SET EXERCISE
Lift out all lines below that contain "with".

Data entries
————————

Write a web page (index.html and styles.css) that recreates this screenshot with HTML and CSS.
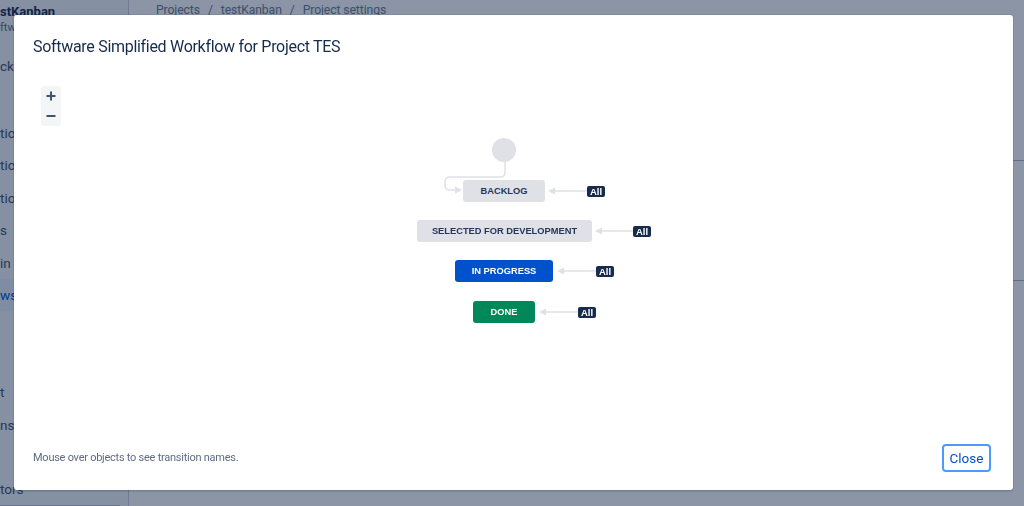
FILE: index.html
```html
<!DOCTYPE html>
<html lang="en">
<head>
<meta charset="utf-8">
<title>Project settings - Workflow</title>
<link rel="stylesheet" href="styles.css">
</head>
<body>
<div class="page">
  <aside class="sidebar">
    <div class="proj">
      <div class="proj-name">stKanban</div>
      <div class="proj-type">ftware project</div>
    </div>
    <div class="back">ck to project</div>
    <nav class="nav">
      <div class="nav-item">tions</div>
      <div class="nav-item">tions</div>
      <div class="nav-item">tions</div>
      <div class="nav-item">s</div>
      <div class="nav-item">in</div>
      <div class="nav-item nav-item-active">ws</div>
      <div class="nav-item"></div>
      <div class="nav-item"></div>
      <div class="nav-item">t</div>
      <div class="nav-item">ns</div>
      <div class="nav-item"></div>
      <div class="nav-item nav-item-last">tors</div>
    </nav>
  </aside>
  <main class="main">
    <div class="breadcrumb">
      <span>Projects</span><span class="sep">/</span><span>testKanban</span><span class="sep">/</span><span>Project settings</span>
    </div>
    <div class="table">
      <div class="table-row"></div>
      <div class="table-row"></div>
    </div>
  </main>
</div>

<div class="blanket"></div>

<div class="modal" role="dialog">
  <div class="modal-header">
    <h1 class="modal-title">Software Simplified Workflow for Project TES</h1>
  </div>
  <div class="canvas">
    <div class="zoom">
      <button class="zoom-btn" aria-label="Zoom in">
        <svg width="10" height="10" viewBox="0 0 10 10"><path d="M5 0.5V9.5M0.5 5H9.5" stroke="#42526e" stroke-width="2"/></svg>
      </button>
      <button class="zoom-btn" aria-label="Zoom out">
        <svg width="10" height="10" viewBox="0 0 10 10"><path d="M0.5 5H9.5" stroke="#42526e" stroke-width="2"/></svg>
      </button>
    </div>

    <svg class="links" width="999" height="360" viewBox="0 0 999 360">
      <circle cx="490" cy="80" r="12" fill="#dfe1e6"/>
      <path d="M491 92V102Q491 107 486 107H436Q431 107 431 112V115Q431 120 436 120H442" fill="none" stroke="#dfe1e6" stroke-width="1.5"/>
      <path d="M441 116.5L448 120L441 123.5Z" fill="#dfe1e6"/>

      <path d="M573 121H540" stroke="#dfe1e6" stroke-width="1.5"/>
      <path d="M541 117.5L534 121L541 124.5Z" fill="#dfe1e6"/>

      <path d="M619 161H587" stroke="#dfe1e6" stroke-width="1.5"/>
      <path d="M588 157.5L581 161L588 164.5Z" fill="#dfe1e6"/>

      <path d="M582 201H549" stroke="#dfe1e6" stroke-width="1.5"/>
      <path d="M550 197.5L543 201L550 204.5Z" fill="#dfe1e6"/>

      <path d="M564 242H531" stroke="#dfe1e6" stroke-width="1.5"/>
      <path d="M532 238.5L525 242L532 245.5Z" fill="#dfe1e6"/>
    </svg>

    <div class="status status-todo" style="left:449px;top:110px;width:82px">BACKLOG</div>
    <div class="status status-todo" style="left:403px;top:150px;width:175px">SELECTED FOR DEVELOPMENT</div>
    <div class="status status-progress" style="left:441px;top:190px;width:98px">IN PROGRESS</div>
    <div class="status status-done" style="left:459px;top:231px;width:62px">DONE</div>

    <div class="badge" style="left:573px;top:116px">All</div>
    <div class="badge" style="left:619px;top:156px">All</div>
    <div class="badge" style="left:582px;top:196px">All</div>
    <div class="badge" style="left:564px;top:237px">All</div>
  </div>
  <div class="modal-footer">
    <p class="hint">Mouse over objects to see transition names.</p>
    <button class="close-btn">Close</button>
  </div>
</div>
</body>
</html>
```

FILE: styles.css
```css
* { box-sizing: border-box; }

html, body {
  margin: 0;
  padding: 0;
  width: 1024px;
  height: 506px;
  overflow: hidden;
  font-family: Roboto, "Noto Sans", "Liberation Sans", sans-serif;
  color: #172b4d;
  background: #ffffff;
}

.page {
  display: flex;
  height: 506px;
}

.sidebar {
  width: 129px;
  flex: none;
  background: #f4f5f7;
  border-right: 1px solid #c6ccd6;
  display: flex;
  flex-direction: column;
  overflow: hidden;
  white-space: nowrap;
}

.proj {
  padding-top: 4px;
}

.proj-name {
  font-size: 13px;
  font-weight: 700;
  line-height: 16px;
  color: #172b4d;
}

.proj-type {
  font-size: 11px;
  line-height: 16px;
  color: #5e6c84;
}

.back {
  margin-top: 22px;
  font-size: 13.5px;
  line-height: 16px;
  color: #42526e;
}

.nav {
  margin-top: 43px;
  display: flex;
  flex-direction: column;
}

.nav-item {
  height: 32.4px;
  line-height: 32.4px;
  font-size: 13.5px;
  color: #42526e;
}

.nav-item-active {
  background: #e6effc;
  color: #0052cc;
}

.nav-item-last {
  border-bottom: 1px solid #c1c7d0;
  margin-right: 8px;
}

.main {
  flex: 1;
  padding-left: 27px;
}

.breadcrumb {
  margin-top: 2px;
  font-size: 12.2px;
  line-height: 16px;
  letter-spacing: -0.1px;
  color: #6f7b8f;
  display: flex;
}

.sep {
  padding: 0 8px;
}

.table {
  margin-top: 142px;
}

.table-row {
  height: 120px;
  border-top: 1px solid #aeb6c4;
}

.blanket {
  position: fixed;
  inset: 0;
  background: rgba(9, 30, 66, 0.47);
}

.modal {
  position: fixed;
  left: 14px;
  top: 15px;
  width: 999px;
  height: 475px;
  background: #ffffff;
  border-radius: 3px;
  display: flex;
  flex-direction: column;
  box-shadow: 0 0 0 1px rgba(9, 30, 66, 0.08), 0 2px 1px rgba(9, 30, 66, 0.1);
}

.modal-header {
  height: 55px;
  flex: none;
  padding: 22px 19px 0;
}

.modal-title {
  margin: 0;
  font-size: 16px;
  line-height: 20px;
  letter-spacing: -0.3px;
  font-weight: 400;
  color: #172b4d;
}

.canvas {
  flex: 1;
  position: relative;
}

.zoom {
  position: absolute;
  left: 27px;
  top: 16px;
  width: 20px;
  height: 40px;
  background: #f4f5f7;
  border-radius: 3px;
  display: flex;
  flex-direction: column;
}

.zoom-btn {
  flex: 1;
  border: 0;
  padding: 0;
  margin: 0;
  background: transparent;
  display: flex;
  align-items: center;
  justify-content: center;
}

.links {
  position: absolute;
  left: 0;
  top: 0;
}

.status {
  position: absolute;
  height: 22px;
  border-radius: 3px;
  display: flex;
  align-items: center;
  justify-content: center;
  font-family: "Liberation Sans", Arial, sans-serif;
  font-weight: 700;
  font-size: 9.3px;
  white-space: nowrap;
}

.status-todo {
  background: #dfe1e6;
  color: #253858;
}

.status-progress {
  background: #0052cc;
  color: #ffffff;
}

.status-done {
  background: #00875a;
  color: #ffffff;
}

.badge {
  position: absolute;
  width: 18px;
  height: 11px;
  border-radius: 2px;
  background: #172b4d;
  color: #ffffff;
  font-family: "Liberation Sans", Arial, sans-serif;
  font-weight: 700;
  font-size: 9.5px;
  line-height: 11px;
  text-align: center;
}

.modal-footer {
  height: 60px;
  flex: none;
  display: flex;
  align-items: center;
  justify-content: space-between;
  padding: 0 22px 4px 19px;
}

.hint {
  margin: 0;
  font-size: 11px;
  line-height: 14px;
  letter-spacing: -0.25px;
  color: #5e6c84;
}

.close-btn {
  width: 49px;
  height: 28px;
  border: 2px solid #4c9aff;
  border-radius: 4px;
  background: #ffffff;
  color: #0052cc;
  font-family: Roboto, "Noto Sans", sans-serif;
  font-size: 13.5px;
  padding: 0;
}
```
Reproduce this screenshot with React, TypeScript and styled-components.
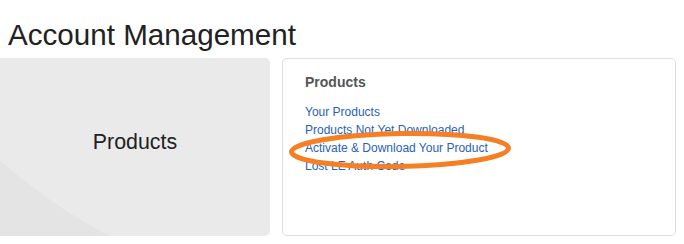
import styled, { createGlobalStyle } from 'styled-components';

const GlobalStyle = createGlobalStyle`
  html, body {
    margin: 0;
    padding: 0;
    background: #ffffff;
    font-family: 'Liberation Sans', Arial, sans-serif;
  }
`;

const Page = styled.div`
  width: 684px;
  height: 244px;
  overflow: hidden;
`;

const Title = styled.h1`
  margin: 18px 0 6px 8px;
  font-size: 29.6px;
  line-height: 34px;
  font-weight: normal;
  color: #222222;
`;

const Row = styled.div`
  display: flex;
  gap: 12px;
`;

// big grey tile, light arc over the lower left corner
const Tile = styled.div`
  width: 270px;
  height: 178px;
  box-sizing: border-box;
  padding-top: 72px;
  border-radius: 0 5px 5px 0;
  background: radial-gradient(circle 585px at 385px -338px, #eaeaea 584.5px, #e4e4e4 585.5px);
  text-align: center;
  font-size: 21.4px;
  line-height: 24px;
  color: #222222;
`;

const Panel = styled.div`
  position: relative;
  width: 394px;
  height: 178px;
  box-sizing: border-box;
  padding: 15px 22px 0;
  border: 1px solid #dddddd;
  border-radius: 5px;
  background: #ffffff;
`;

const PanelTitle = styled.h2`
  margin: 0 0 13px;
  font-size: 14px;
  line-height: 16px;
  font-weight: bold;
  color: #555555;
`;

const Links = styled.ul`
  margin: 0;
  padding: 0;
  list-style: none;
`;

const LinkItem = styled.li`
  font-size: 12px;
  line-height: 18px;

  & > a {
    color: #2662b8;
    text-decoration: none;
  }
`;

const Mark = styled.svg`
  position: absolute;
  left: 4px;
  top: 71px;
  overflow: visible;
  pointer-events: none;
`;

const LINKS = [
  'Your Products',
  'Products Not Yet Downloaded',
  'Activate & Download Your Product',
  'Lost LE Auth Code',
];

export default function App(): JSX.Element {
  return (
    <Page>
      <GlobalStyle />
      <Title>Account Management</Title>
      <Row>
        <Tile>Products</Tile>
        <Panel>
          <PanelTitle>Products</PanelTitle>
          <Links>
            {LINKS.map((text) => (
              <LinkItem key={text}>
                <a href="#">{text}</a>
              </LinkItem>
            ))}
          </Links>
          <Mark width="226" height="40" viewBox="0 0 226 40">
            <ellipse
              cx="113"
              cy="20"
              rx="108.5"
              ry="16.5"
              fill="none"
              stroke="#f57f22"
              strokeWidth="5"
              transform="rotate(-1 113 20)"
            />
          </Mark>
        </Panel>
      </Row>
    </Page>
  );
}
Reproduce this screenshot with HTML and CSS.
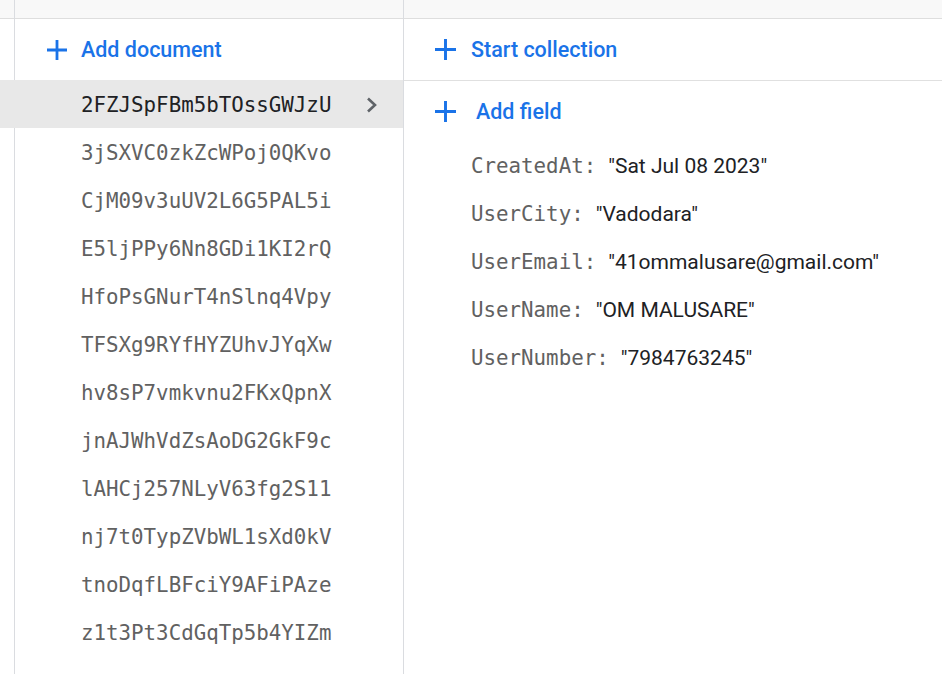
FILE: index.html
```
<!DOCTYPE html>
<html>
<head>
<meta charset="utf-8">
<link rel="stylesheet" href="styles.css">
</head>
<body>
<div class="app">
  <div class="gutter"><div class="topbar"></div></div>
  <div class="col col-left">
    <div class="topbar"></div>
    <div class="action-row">
      <svg class="plus" viewBox="0 0 20 20" width="20" height="20"><path d="M8.6 0h2.8v20H8.6zM0 8.6h20v2.8H0z" fill="#1a73e8"/></svg>
      <span class="action-text">Add document</span>
    </div>
    <div class="doc selected"><span class="doc-id">2FZJSpFBm5bTOssGWJzU</span>
      <svg class="chev" viewBox="0 0 12 16" width="12" height="16"><path d="M2 1.5l7 6.5-7 6.5" fill="none" stroke="#5f6368" stroke-width="2.6"/></svg>
    </div>
    <div class="doc"><span class="doc-id">3jSXVC0zkZcWPoj0QKvo</span></div>
    <div class="doc"><span class="doc-id">CjM09v3uUV2L6G5PAL5i</span></div>
    <div class="doc"><span class="doc-id">E5ljPPy6Nn8GDi1KI2rQ</span></div>
    <div class="doc"><span class="doc-id">HfoPsGNurT4nSlnq4Vpy</span></div>
    <div class="doc"><span class="doc-id">TFSXg9RYfHYZUhvJYqXw</span></div>
    <div class="doc"><span class="doc-id">hv8sP7vmkvnu2FKxQpnX</span></div>
    <div class="doc"><span class="doc-id">jnAJWhVdZsAoDG2GkF9c</span></div>
    <div class="doc"><span class="doc-id">lAHCj257NLyV63fg2S11</span></div>
    <div class="doc"><span class="doc-id">nj7t0TypZVbWL1sXd0kV</span></div>
    <div class="doc"><span class="doc-id">tnoDqfLBFciY9AFiPAze</span></div>
    <div class="doc"><span class="doc-id">z1t3Pt3CdGqTp5b4YIZm</span></div>
  </div>
  <div class="col col-right">
    <div class="topbar"></div>
    <div class="action-row right bordered">
      <svg class="plus" viewBox="0 0 20 20" width="21" height="21"><path d="M8.6 0h2.8v20H8.6zM0 8.6h20v2.8H0z" fill="#1a73e8"/></svg>
      <span class="action-text">Start collection</span>
    </div>
    <div class="action-row right field-add">
      <svg class="plus" viewBox="0 0 20 20" width="21" height="21"><path d="M8.6 0h2.8v20H8.6zM0 8.6h20v2.8H0z" fill="#1a73e8"/></svg>
      <span class="action-text">Add field</span>
    </div>
    <div class="field"><span class="key">CreatedAt:</span><span class="val">"Sat Jul 08 2023"</span></div>
    <div class="field"><span class="key">UserCity:</span><span class="val">"Vadodara"</span></div>
    <div class="field"><span class="key">UserEmail:</span><span class="val">"41ommalusare@gmail.com"</span></div>
    <div class="field"><span class="key">UserName:</span><span class="val">"OM MALUSARE"</span></div>
    <div class="field"><span class="key">UserNumber:</span><span class="val">"7984763245"</span></div>
  </div>
</div>
</body>
</html>
```
FILE: styles.css
```
html, body {
  margin: 0;
  padding: 0;
  background: #ffffff;
}
body {
  font-family: Roboto, "Liberation Sans", sans-serif;
  width: 942px;
  height: 674px;
  overflow: hidden;
}
.app {
  display: flex;
  height: 674px;
}
.gutter {
  width: 14px;
  flex: 0 0 14px;
  border-right: 1px solid #dadce0;
}
.topbar {
  height: 18px;
  background: #f8f8f8;
  border-bottom: 1px solid #dedede;
}
.col {
  display: flex;
  flex-direction: column;
}
.col-left {
  width: 388px;
  flex: 0 0 388px;
  border-right: 1px solid #dadce0;
}
.col-right {
  flex: 1;
}
.action-row {
  height: 61px;
  flex: 0 0 auto;
  display: flex;
  align-items: center;
  padding-left: 32px;
  gap: 14px;
}
.action-row.right {
  padding-left: 31px;
  gap: 15px;
}
.action-row.bordered {
  height: 61px;
  border-bottom: 1px solid #e0e0e0;
}
.action-row.field-add {
  height: 61px;
  gap: 20px;
}
.action-text {
  color: #1a73e8;
  font-size: 21.5px;
  font-weight: 500;
}
.doc {
  height: 48px;
  flex: 0 0 auto;
  display: flex;
  align-items: center;
  padding-left: 66px;
  padding-top: 1px;
  box-sizing: border-box;
}
.doc.selected {
  background: #e8e8e8;
  box-shadow: -15px 0 0 0 #e8e8e8;
}
.doc-id {
  font-family: "DejaVu Sans Mono", "Liberation Mono", monospace;
  font-size: 20.8px;
  color: #616161;
}
.doc.selected .doc-id {
  color: #202124;
}
.chev {
  margin-left: 35px;
}
.field {
  height: 48px;
  flex: 0 0 auto;
  display: flex;
  align-items: center;
  padding-left: 67px;
}
.key {
  font-family: "DejaVu Sans Mono", "Liberation Mono", monospace;
  font-size: 20.8px;
  color: #616161;
  margin-right: 12px;
}
.val {
  font-size: 21px;
  color: #202124;
}
```
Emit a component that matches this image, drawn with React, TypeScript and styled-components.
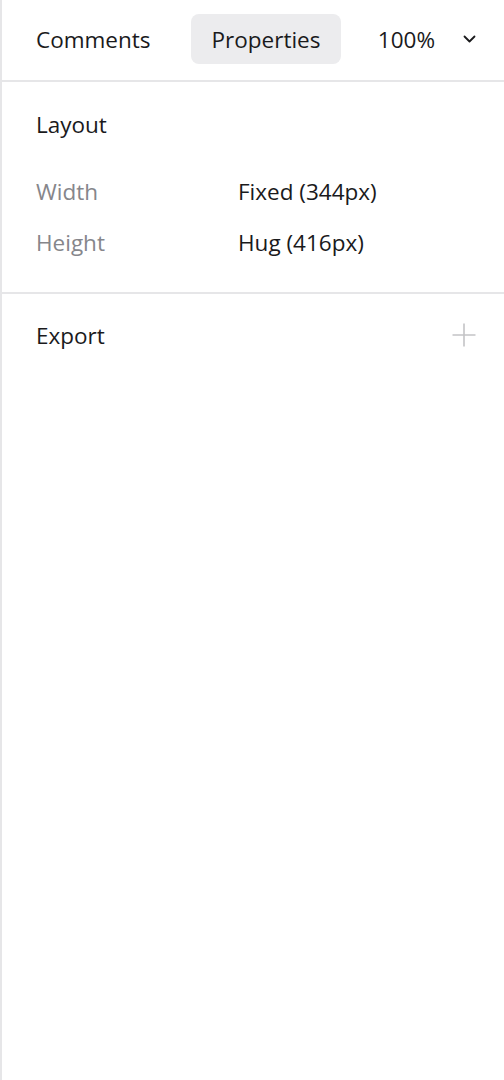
import styled, { createGlobalStyle } from 'styled-components';

const GlobalStyle = createGlobalStyle`
  html, body {
    margin: 0;
    padding: 0;
    background: #ffffff;
  }
  body {
    font-family: "Open Sans", "Noto Sans", sans-serif;
    color: #1a1a1c;
  }
`;

// --- Panel ---
const Panel = styled.aside`
  width: 504px;
  min-height: 1080px;
  box-sizing: border-box;
  border-left: 2px solid #e6e6e8;
  background: #ffffff;
`;

const TabBar = styled.div`
  display: flex;
  align-items: center;
  height: 82px;
  padding: 0 28px 2px 22px;
  border-bottom: 2px solid #e6e6e8;
  box-sizing: border-box;
  gap: 28px;
`;

const Tab = styled.button<{ $active?: boolean }>`
  height: 50px;
  padding: 0 ${({ $active }) => ($active ? '21px' : '12px')};
  border: none;
  border-radius: 8px;
  background: ${({ $active }) => ($active ? '#ececee' : 'transparent')};
  font-family: inherit;
  font-size: 22.5px;
  color: #1a1a1c;
  cursor: pointer;
`;

const Zoom = styled.button`
  margin-left: auto;
  display: flex;
  align-items: center;
  gap: 28px;
  border: none;
  background: none;
  font-family: inherit;
  font-size: 22.5px;
  color: #1a1a1c;
  padding: 0;
  cursor: pointer;
`;

const Section = styled.section<{ $divider?: boolean; $top: number }>`
  padding: ${({ $top }) => $top}px 28px 0 34px;
  border-bottom: ${({ $divider }) => ($divider ? '2px solid #e6e6e8' : 'none')};
`;

const SectionHead = styled.div`
  display: flex;
  align-items: center;
  justify-content: space-between;
  height: 44px;
`;

const SectionTitle = styled.h3`
  margin: 0;
  font-size: 22.5px;
  font-weight: 400;
  color: #1a1a1c;
`;

const PropList = styled.div`
  display: grid;
  grid-template-columns: 202px 1fr;
  padding: 20px 0 24px;
`;

const PropLabel = styled.div`
  height: 51px;
  line-height: 51px;
  font-size: 22.5px;
  color: #86868b;
`;

const PropValue = styled.div`
  height: 51px;
  line-height: 51px;
  font-size: 22.5px;
  color: #1a1a1c;
`;

const AddButton = styled.button`
  border: none;
  background: none;
  padding: 0;
  display: flex;
  cursor: pointer;
`;

const rows = [
  { label: 'Width', value: 'Fixed (344px)' },
  { label: 'Height', value: 'Hug (416px)' },
];

export default function App() {
  return (
    <>
      <GlobalStyle />
      <Panel>
        <TabBar>
          <Tab>Comments</Tab>
          <Tab $active>Properties</Tab>
          <Zoom>
            <span>100%</span>
            <svg width="13" height="8" viewBox="0 0 13 8" fill="none">
              <path d="M1.5 1.5 L6.5 6.5 L11.5 1.5" stroke="#1a1a1c" strokeWidth="1.8" strokeLinecap="round" strokeLinejoin="round" />
            </svg>
          </Zoom>
        </TabBar>

        <Section $divider $top={20}>
          <SectionHead>
            <SectionTitle>Layout</SectionTitle>
          </SectionHead>
          <PropList>
            {rows.map(r => [
              <PropLabel key={r.label + '-l'}>{r.label}</PropLabel>,
              <PropValue key={r.label + '-v'}>{r.value}</PropValue>,
            ])}
          </PropList>
        </Section>

        <Section $top={19}>
          <SectionHead>
            <SectionTitle>Export</SectionTitle>
            <AddButton aria-label="Add export">
              <svg width="24" height="24" viewBox="0 0 24 24" fill="none">
                <path d="M12 0.5 V23.5 M0.5 12 H23.5" stroke="#c4c4c6" strokeWidth="1.6" />
              </svg>
            </AddButton>
          </SectionHead>
        </Section>
      </Panel>
    </>
  );
}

————————

RESPONSE TO THE TASK
Write a web page (index.html and styles.css) that recreates this screenshot with HTML and CSS.
Reproduce this screenshot with React, TypeScript and styled-components.
Reproduce this screenshot with HTML and CSS.
Emit a component that matches this image, drawn with React, TypeScript and styled-components.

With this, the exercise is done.